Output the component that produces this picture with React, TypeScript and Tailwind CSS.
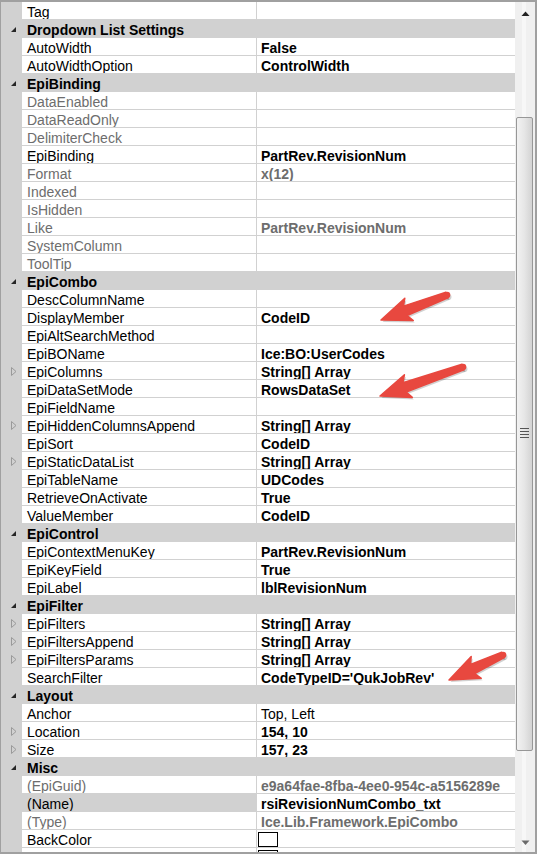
import React from 'react'

type Row = {
  label: string
  value?: string
  header?: boolean
  gray?: boolean
  plain?: boolean
  expand?: boolean
  selected?: boolean
  swatch?: boolean
}

const rows: Row[] = [
  { label: 'Tag' },
  { label: 'Dropdown List Settings', header: true },
  { label: 'AutoWidth', value: 'False' },
  { label: 'AutoWidthOption', value: 'ControlWidth' },
  { label: 'EpiBinding', header: true },
  { label: 'DataEnabled', gray: true },
  { label: 'DataReadOnly', gray: true },
  { label: 'DelimiterCheck', gray: true },
  { label: 'EpiBinding', value: 'PartRev.RevisionNum' },
  { label: 'Format', value: 'x(12)', gray: true },
  { label: 'Indexed', gray: true },
  { label: 'IsHidden', gray: true },
  { label: 'Like', value: 'PartRev.RevisionNum', gray: true },
  { label: 'SystemColumn', gray: true },
  { label: 'ToolTip', gray: true },
  { label: 'EpiCombo', header: true },
  { label: 'DescColumnName' },
  { label: 'DisplayMember', value: 'CodeID' },
  { label: 'EpiAltSearchMethod' },
  { label: 'EpiBOName', value: 'Ice:BO:UserCodes' },
  { label: 'EpiColumns', value: 'String[] Array', expand: true },
  { label: 'EpiDataSetMode', value: 'RowsDataSet' },
  { label: 'EpiFieldName' },
  { label: 'EpiHiddenColumnsAppend', value: 'String[] Array', expand: true },
  { label: 'EpiSort', value: 'CodeID' },
  { label: 'EpiStaticDataList', value: 'String[] Array', expand: true },
  { label: 'EpiTableName', value: 'UDCodes' },
  { label: 'RetrieveOnActivate', value: 'True' },
  { label: 'ValueMember', value: 'CodeID' },
  { label: 'EpiControl', header: true },
  { label: 'EpiContextMenuKey', value: 'PartRev.RevisionNum' },
  { label: 'EpiKeyField', value: 'True' },
  { label: 'EpiLabel', value: 'lblRevisionNum' },
  { label: 'EpiFilter', header: true },
  { label: 'EpiFilters', value: 'String[] Array', expand: true },
  { label: 'EpiFiltersAppend', value: 'String[] Array', expand: true },
  { label: 'EpiFiltersParams', value: 'String[] Array', expand: true },
  { label: 'SearchFilter', value: "CodeTypeID='QukJobRev'" },
  { label: 'Layout', header: true },
  { label: 'Anchor', value: 'Top, Left', plain: true },
  { label: 'Location', value: '154, 10', expand: true },
  { label: 'Size', value: '157, 23', expand: true },
  { label: 'Misc', header: true },
  { label: '(EpiGuid)', value: 'e9a64fae-8fba-4ee0-954c-a5156289e', gray: true },
  { label: '(Name)', value: 'rsiRevisionNumCombo_txt', selected: true },
  { label: '(Type)', value: 'Ice.Lib.Framework.EpiCombo', gray: true },
  { label: 'BackColor', swatch: true },
  { label: '', swatch: true },
]

const Collapse = () => (
  <svg width="7" height="7" viewBox="0 0 7 7" className="ml-[9px]">
    <path d="M6 1 L6 6 L1 6 Z" fill="#262626" />
  </svg>
)

const Expand = () => (
  <svg width="6" height="9" viewBox="0 0 6 9" className="ml-[10px]">
    <path d="M0.5 0.5 L5 4.5 L0.5 8.5 Z" fill="none" stroke="#9a9a9a" strokeWidth="1" />
  </svg>
)

const PropRow = ({ row }: { row: Row }) => {
  if (row.header) {
    return (
      <div className="flex h-[18px] items-center bg-[#d1d1d1]">
        <div className="flex w-[21px] shrink-0 items-center">
          <Collapse />
        </div>
        <div className="pt-[2px] pl-[5px] font-bold leading-[18px] text-black">{row.label}</div>
      </div>
    )
  }
  return (
    <div className="flex h-[18px]">
      <div className="flex w-[21px] shrink-0 items-center bg-[#d1d1d1]">{row.expand && <Expand />}</div>
      <div
        className={`w-[235px] shrink-0 truncate border-r border-b border-[#d1d1d1] pt-[1px] pl-[5px] leading-[18px] ${
          row.selected ? 'bg-[#d1d1d1]' : 'bg-white'
        } ${row.gray ? 'text-[#6d6d6d]' : 'text-black'}`}
      >
        {row.label}
      </div>
      <div
        className={`min-w-0 flex-1 overflow-hidden whitespace-nowrap border-b border-[#d1d1d1] bg-white pt-[1px] pl-[4px] leading-[18px] ${
          row.plain ? '' : 'font-bold'
        } ${row.gray ? 'text-[#6d6d6d]' : 'text-black'}`}
      >
        {row.swatch ? (
          <div className="mt-[1px] ml-[-3px] h-[15px] w-[20px] border border-black bg-white" />
        ) : (
          row.value
        )}
      </div>
    </div>
  )
}

const ScrollBar = () => (
  <div className="relative w-[20px] shrink-0 bg-[#f0f0f0]">
    <div className="absolute top-0 bottom-0 left-[7px] w-[4px] bg-[#f7f7f7]" />
    <svg width="9" height="6" viewBox="0 0 9 6" className="absolute top-[9px] left-[6px]">
      <path d="M4.5 0.5 L8.5 5 L0.5 5 Z" fill="#222" />
    </svg>
    <div className="absolute top-[115px] left-[1px] h-[634px] w-[17px] rounded-[2px] border border-[#979797] bg-gradient-to-r from-[#f2f2f2] via-[#e6e6e6] to-[#d3d3d3]">
      <div className="absolute top-[310px] left-[3px] flex w-[9px] flex-col gap-[2px]">
        <div className="h-[1px] bg-[#555]" />
        <div className="h-[1px] bg-[#555]" />
        <div className="h-[1px] bg-[#555]" />
        <div className="h-[1px] bg-[#555]" />
      </div>
    </div>
    <svg width="9" height="6" viewBox="0 0 9 6" className="absolute top-[838px] left-[6px]">
      <path d="M0.5 0.5 L8.5 0.5 L4.5 5 Z" fill="#6a6a6a" />
    </svg>
  </div>
)

// red call-out arrows drawn over the grid
const arrows = [
  { tail: [447, 295], tip: [381, 320] },
  { tail: [463, 367], tip: [380, 396] },
  { tail: [503, 655], tip: [449, 680] },
]

const arrowPoints = (tail: number[], tip: number[]) => {
  const dx = tip[0] - tail[0]
  const dy = tip[1] - tail[1]
  const len = Math.hypot(dx, dy)
  const ux = dx / len
  const uy = dy / len
  const px = -uy
  const py = ux
  const headLen = 30
  const headHalf = 12
  const bx = tip[0] - ux * headLen
  const by = tip[1] - uy * headLen
  const shaftEnd = 5
  const shaftStart = 3
  const pts = [
    [tail[0] + px * shaftStart, tail[1] + py * shaftStart],
    [bx + ux * 4 + px * shaftEnd, by + uy * 4 + py * shaftEnd],
    [bx + px * headHalf, by + py * headHalf],
    tip,
    [bx - px * headHalf, by - py * headHalf],
    [bx + ux * 4 - px * shaftEnd, by + uy * 4 - py * shaftEnd],
    [tail[0] - px * shaftStart, tail[1] - py * shaftStart],
  ]
  return pts.map((p) => `${p[0].toFixed(1)},${p[1].toFixed(1)}`).join(' ')
}

const Arrows = () => (
  <svg width="537" height="854" className="pointer-events-none absolute top-0 left-0">
    {arrows.map((a, i) => (
      <g key={i}>
        <polygon points={arrowPoints([a.tail[0] + 1.5, a.tail[1] + 2], [a.tip[0] + 1.5, a.tip[1] + 2])} fill="rgba(0,0,0,0.18)" />
        <circle cx={a.tail[0] + 1.5} cy={a.tail[1] + 2} r="3" fill="rgba(0,0,0,0.18)" />
        <polygon points={arrowPoints(a.tail, a.tip)} fill="#e8483f" strokeLinejoin="round" stroke="#e8483f" strokeWidth="1.5" />
        <circle cx={a.tail[0]} cy={a.tail[1]} r="3.3" fill="#e8483f" />
      </g>
    ))}
  </svg>
)

export default function App() {
  return (
    <div
      className="relative h-[854px] w-[537px] overflow-hidden bg-white text-[14px]"
      style={{ fontFamily: '"Liberation Sans", Arial, sans-serif' }}
    >
      <div className="flex h-full border-t-2 border-r-2 border-b-2 border-l border-[#a0a0a0]">
        <div className="min-w-0 flex-1 overflow-hidden">
          {rows.map((row, i) => (
            <PropRow key={i} row={row} />
          ))}
        </div>
        <ScrollBar />
      </div>
      <Arrows />
    </div>
  )
}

§ **CHALLENGE**
Review the preceding data and report every line that includes the string "React".

§ **SOLUTION TO THIS EXERCISE**
Output the component that produces this picture with React, TypeScript and Tailwind CSS.
import React from 'react'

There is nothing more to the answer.